Goal:
Identify every line containing the word "components" and reproduce each one.

Dataset content:
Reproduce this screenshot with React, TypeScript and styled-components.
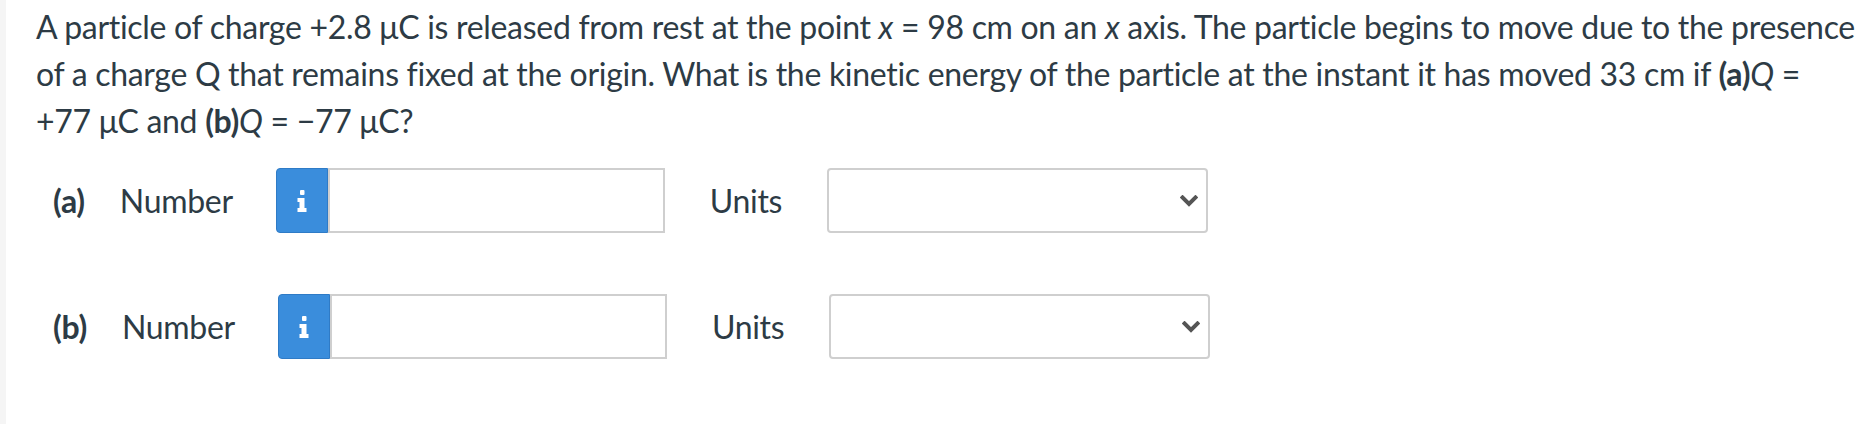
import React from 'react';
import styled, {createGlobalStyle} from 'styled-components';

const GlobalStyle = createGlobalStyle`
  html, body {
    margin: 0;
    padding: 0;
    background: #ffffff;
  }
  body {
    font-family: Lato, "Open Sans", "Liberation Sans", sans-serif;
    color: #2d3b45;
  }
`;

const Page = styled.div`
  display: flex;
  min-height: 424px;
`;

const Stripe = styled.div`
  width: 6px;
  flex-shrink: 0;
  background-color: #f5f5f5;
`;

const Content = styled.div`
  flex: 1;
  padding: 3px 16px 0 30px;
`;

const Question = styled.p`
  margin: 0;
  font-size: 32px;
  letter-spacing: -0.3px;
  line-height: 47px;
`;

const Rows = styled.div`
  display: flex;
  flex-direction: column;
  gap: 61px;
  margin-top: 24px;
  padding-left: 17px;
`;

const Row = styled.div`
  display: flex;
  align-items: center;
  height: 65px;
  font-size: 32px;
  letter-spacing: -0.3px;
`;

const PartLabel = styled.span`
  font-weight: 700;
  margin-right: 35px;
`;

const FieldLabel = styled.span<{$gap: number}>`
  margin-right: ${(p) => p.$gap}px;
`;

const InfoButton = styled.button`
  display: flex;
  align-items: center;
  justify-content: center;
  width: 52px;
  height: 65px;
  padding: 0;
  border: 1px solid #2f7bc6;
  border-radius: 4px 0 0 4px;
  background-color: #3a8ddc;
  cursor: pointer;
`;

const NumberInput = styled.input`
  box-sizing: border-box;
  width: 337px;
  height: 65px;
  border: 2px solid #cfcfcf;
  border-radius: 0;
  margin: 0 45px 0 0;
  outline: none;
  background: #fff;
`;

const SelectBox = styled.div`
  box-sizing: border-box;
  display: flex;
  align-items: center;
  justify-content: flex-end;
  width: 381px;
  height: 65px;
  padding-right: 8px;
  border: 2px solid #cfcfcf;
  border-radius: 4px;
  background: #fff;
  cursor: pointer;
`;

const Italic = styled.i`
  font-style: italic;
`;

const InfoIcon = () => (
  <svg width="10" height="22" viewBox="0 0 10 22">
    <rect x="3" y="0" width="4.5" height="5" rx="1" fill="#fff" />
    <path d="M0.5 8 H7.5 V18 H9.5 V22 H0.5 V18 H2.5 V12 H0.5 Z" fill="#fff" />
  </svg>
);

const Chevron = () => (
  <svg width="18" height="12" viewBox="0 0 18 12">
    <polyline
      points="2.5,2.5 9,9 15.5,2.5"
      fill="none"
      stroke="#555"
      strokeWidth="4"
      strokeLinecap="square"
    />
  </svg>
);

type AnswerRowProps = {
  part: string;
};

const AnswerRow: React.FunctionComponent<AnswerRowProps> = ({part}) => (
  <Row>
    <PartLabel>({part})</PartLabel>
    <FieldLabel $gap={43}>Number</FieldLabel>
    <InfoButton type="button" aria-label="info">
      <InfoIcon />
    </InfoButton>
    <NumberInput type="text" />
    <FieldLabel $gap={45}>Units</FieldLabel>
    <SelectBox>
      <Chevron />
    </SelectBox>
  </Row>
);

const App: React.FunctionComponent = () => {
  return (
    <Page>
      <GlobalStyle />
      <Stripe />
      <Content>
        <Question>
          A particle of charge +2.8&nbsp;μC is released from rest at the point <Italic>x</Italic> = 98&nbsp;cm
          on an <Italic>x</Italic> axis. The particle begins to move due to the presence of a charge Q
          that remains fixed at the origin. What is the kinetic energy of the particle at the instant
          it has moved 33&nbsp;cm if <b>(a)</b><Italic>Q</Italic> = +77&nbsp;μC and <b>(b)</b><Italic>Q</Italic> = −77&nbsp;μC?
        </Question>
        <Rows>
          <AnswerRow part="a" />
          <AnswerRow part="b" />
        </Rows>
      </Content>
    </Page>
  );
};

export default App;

Reply to the task:
Reproduce this screenshot with React, TypeScript and styled-components.
import styled, {createGlobalStyle} from 'styled-components';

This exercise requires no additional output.